**BRIEF**
Identify the lines that contain the word "styles" and copy each one.
--- start of EXERCISE INPUT ---
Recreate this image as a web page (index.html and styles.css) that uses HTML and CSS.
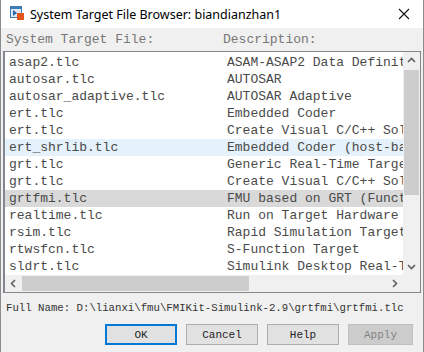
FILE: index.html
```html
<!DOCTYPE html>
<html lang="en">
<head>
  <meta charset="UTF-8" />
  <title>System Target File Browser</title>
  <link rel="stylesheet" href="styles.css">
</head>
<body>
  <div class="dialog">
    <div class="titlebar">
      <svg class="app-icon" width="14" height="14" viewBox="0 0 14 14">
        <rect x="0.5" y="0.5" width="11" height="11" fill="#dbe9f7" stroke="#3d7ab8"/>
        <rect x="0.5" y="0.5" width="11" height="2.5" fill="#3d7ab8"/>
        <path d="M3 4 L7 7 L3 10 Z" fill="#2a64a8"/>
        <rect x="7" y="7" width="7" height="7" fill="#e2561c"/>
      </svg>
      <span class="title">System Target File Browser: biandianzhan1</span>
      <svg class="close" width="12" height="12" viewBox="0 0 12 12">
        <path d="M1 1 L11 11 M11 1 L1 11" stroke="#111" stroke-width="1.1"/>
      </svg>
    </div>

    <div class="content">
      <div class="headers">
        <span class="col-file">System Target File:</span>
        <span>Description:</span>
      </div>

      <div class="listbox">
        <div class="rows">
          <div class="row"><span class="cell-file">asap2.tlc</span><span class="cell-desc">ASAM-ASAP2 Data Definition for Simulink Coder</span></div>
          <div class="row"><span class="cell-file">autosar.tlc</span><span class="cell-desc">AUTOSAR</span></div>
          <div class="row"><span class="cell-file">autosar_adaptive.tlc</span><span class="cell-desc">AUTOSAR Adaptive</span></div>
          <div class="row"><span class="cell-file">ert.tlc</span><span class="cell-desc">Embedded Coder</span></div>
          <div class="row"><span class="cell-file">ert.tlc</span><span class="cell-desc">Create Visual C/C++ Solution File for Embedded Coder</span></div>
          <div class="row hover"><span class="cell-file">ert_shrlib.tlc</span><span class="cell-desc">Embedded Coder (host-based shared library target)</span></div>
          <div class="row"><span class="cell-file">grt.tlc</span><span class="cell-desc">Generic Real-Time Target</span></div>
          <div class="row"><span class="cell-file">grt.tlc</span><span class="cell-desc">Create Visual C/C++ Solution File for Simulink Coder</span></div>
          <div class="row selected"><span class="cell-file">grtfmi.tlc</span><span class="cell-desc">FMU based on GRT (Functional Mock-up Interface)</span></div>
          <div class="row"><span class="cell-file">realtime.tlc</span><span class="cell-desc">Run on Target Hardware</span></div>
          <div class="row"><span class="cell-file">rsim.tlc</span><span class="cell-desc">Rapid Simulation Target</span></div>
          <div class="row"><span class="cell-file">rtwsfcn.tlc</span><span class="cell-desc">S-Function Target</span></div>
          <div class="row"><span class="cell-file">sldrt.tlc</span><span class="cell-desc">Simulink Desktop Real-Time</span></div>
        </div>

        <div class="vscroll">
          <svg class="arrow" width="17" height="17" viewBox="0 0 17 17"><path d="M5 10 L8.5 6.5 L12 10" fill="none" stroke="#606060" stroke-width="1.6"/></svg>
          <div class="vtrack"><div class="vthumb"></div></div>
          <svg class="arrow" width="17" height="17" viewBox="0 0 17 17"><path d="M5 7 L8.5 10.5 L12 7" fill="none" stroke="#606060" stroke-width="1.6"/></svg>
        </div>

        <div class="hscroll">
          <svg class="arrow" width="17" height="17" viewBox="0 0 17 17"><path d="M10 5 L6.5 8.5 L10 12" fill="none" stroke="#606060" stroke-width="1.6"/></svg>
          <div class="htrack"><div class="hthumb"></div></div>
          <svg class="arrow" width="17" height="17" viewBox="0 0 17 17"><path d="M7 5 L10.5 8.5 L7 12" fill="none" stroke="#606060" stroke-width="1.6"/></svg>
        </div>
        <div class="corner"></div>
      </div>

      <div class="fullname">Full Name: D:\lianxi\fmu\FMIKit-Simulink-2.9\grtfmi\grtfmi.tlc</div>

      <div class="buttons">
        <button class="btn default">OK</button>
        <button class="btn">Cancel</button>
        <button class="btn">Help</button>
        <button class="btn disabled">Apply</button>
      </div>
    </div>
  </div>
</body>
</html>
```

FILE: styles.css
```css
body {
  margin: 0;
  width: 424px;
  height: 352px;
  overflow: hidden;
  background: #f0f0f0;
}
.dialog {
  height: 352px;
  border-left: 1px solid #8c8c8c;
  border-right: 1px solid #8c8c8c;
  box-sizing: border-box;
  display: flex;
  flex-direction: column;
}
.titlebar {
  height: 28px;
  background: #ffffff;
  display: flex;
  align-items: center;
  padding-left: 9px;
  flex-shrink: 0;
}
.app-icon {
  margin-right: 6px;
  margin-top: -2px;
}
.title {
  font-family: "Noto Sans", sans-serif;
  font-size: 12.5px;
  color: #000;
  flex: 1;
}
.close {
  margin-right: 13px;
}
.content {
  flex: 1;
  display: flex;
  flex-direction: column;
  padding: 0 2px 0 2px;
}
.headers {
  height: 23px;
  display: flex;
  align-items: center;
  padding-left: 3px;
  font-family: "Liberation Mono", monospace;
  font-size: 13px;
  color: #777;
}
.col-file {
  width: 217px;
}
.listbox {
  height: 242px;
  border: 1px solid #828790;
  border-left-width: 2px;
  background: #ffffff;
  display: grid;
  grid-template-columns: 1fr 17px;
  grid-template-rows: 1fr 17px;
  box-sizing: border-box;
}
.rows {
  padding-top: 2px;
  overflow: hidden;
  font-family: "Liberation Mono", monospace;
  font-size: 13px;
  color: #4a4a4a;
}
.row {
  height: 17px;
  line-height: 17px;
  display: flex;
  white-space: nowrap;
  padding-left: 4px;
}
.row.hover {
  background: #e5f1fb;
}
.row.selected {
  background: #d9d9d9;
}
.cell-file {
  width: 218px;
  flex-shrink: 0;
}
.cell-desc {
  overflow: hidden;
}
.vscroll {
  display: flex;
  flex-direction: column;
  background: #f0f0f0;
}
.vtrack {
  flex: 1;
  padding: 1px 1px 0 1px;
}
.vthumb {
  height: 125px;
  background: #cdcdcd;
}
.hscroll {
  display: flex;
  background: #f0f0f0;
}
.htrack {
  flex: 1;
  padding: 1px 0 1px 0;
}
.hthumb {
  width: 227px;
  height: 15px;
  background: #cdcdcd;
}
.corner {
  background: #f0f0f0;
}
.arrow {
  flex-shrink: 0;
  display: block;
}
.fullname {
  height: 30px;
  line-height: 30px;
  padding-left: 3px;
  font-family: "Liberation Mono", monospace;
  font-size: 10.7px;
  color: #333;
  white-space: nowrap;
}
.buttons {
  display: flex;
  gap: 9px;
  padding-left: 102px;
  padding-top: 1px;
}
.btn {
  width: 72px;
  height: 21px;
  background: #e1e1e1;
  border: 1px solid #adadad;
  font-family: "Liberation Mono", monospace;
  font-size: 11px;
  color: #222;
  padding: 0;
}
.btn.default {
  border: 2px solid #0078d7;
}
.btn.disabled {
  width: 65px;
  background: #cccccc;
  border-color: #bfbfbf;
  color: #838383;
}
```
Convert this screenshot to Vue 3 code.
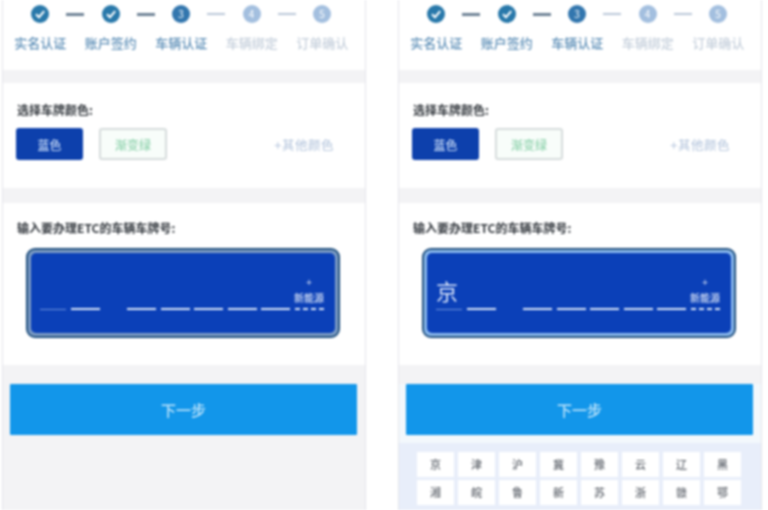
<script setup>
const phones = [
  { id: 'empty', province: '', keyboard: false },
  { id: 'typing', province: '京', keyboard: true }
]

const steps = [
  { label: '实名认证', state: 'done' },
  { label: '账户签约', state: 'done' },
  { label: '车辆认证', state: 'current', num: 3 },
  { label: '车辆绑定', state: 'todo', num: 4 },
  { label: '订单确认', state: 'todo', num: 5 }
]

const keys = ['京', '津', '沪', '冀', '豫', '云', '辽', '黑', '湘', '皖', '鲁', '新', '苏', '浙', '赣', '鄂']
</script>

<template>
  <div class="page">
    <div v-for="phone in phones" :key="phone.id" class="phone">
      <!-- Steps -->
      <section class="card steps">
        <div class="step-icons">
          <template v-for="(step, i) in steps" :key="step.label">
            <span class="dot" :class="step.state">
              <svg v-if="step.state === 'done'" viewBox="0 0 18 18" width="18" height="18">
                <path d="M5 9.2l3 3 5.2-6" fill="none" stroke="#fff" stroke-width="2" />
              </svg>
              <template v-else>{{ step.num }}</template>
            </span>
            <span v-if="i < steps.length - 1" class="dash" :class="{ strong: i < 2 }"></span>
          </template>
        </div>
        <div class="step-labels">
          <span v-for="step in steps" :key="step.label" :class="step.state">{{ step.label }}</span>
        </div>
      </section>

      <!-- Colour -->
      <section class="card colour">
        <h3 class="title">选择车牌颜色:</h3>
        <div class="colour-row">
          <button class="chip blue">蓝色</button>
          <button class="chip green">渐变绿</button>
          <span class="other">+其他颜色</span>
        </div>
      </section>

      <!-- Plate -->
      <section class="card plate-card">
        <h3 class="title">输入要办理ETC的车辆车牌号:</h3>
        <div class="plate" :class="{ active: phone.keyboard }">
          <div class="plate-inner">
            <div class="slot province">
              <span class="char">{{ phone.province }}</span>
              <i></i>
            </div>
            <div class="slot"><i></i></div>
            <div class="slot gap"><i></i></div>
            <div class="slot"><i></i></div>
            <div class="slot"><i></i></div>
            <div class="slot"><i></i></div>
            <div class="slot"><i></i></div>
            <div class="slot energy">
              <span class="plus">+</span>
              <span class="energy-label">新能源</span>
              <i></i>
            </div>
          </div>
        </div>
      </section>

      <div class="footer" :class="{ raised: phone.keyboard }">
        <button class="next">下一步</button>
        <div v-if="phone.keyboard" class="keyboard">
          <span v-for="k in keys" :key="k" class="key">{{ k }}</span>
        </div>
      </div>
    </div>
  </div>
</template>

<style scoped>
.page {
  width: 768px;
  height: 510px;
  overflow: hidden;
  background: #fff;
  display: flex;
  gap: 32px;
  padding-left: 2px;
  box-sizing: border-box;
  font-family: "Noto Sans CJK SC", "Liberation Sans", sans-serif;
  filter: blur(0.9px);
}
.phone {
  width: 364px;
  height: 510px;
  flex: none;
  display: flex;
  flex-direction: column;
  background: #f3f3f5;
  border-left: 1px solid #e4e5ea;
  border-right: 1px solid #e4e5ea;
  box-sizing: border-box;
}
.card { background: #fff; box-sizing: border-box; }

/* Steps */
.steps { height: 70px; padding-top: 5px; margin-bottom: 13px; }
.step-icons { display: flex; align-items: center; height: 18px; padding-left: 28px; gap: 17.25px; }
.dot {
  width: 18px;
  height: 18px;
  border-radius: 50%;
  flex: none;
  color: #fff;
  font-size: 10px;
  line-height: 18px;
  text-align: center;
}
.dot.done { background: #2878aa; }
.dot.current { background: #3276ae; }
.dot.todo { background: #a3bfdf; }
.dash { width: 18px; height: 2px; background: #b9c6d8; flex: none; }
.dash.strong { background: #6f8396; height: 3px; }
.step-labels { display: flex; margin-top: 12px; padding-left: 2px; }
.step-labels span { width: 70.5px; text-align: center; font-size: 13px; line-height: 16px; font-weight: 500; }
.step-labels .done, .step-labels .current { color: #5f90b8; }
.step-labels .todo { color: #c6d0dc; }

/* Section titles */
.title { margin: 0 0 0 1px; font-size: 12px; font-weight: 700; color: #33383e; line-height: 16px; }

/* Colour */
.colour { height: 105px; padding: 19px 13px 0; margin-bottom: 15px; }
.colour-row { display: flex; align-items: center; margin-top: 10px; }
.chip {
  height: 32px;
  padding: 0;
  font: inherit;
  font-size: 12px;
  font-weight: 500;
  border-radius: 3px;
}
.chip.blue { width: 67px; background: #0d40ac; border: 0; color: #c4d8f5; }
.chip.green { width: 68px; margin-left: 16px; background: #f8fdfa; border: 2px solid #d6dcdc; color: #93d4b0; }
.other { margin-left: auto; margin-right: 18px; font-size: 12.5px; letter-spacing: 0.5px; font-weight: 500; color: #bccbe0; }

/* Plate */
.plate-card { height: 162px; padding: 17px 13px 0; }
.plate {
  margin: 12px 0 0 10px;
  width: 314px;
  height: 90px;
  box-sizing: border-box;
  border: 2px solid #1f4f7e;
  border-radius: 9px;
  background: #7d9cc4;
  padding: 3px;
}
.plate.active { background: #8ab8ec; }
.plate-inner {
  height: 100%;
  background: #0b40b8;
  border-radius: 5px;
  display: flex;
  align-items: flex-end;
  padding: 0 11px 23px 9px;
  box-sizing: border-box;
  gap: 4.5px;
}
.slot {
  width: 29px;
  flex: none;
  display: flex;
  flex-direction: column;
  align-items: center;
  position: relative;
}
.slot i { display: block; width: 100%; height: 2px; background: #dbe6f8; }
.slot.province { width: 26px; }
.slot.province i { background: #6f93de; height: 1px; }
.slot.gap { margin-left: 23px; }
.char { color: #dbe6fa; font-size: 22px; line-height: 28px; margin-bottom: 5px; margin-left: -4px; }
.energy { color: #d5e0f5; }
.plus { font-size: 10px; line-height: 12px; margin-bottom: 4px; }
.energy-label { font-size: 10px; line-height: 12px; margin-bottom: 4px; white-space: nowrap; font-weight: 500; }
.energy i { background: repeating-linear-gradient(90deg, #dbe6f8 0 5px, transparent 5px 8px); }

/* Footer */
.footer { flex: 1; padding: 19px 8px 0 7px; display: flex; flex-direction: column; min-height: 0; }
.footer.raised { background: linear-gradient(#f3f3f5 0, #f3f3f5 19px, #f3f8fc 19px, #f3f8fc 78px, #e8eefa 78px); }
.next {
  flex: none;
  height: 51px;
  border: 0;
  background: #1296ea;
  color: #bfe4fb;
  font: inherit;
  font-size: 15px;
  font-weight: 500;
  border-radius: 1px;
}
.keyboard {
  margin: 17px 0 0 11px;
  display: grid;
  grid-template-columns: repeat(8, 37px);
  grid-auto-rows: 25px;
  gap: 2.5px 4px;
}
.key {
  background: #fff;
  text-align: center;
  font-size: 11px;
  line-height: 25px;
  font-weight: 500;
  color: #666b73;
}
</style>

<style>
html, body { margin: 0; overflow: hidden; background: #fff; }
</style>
--- end of EXERCISE INPUT ---
**EXERCISE ANSWER**
Recreate this image as a web page (index.html and styles.css) that uses HTML and CSS.
  <link rel="stylesheet" href="styles.css">
FILE: styles.css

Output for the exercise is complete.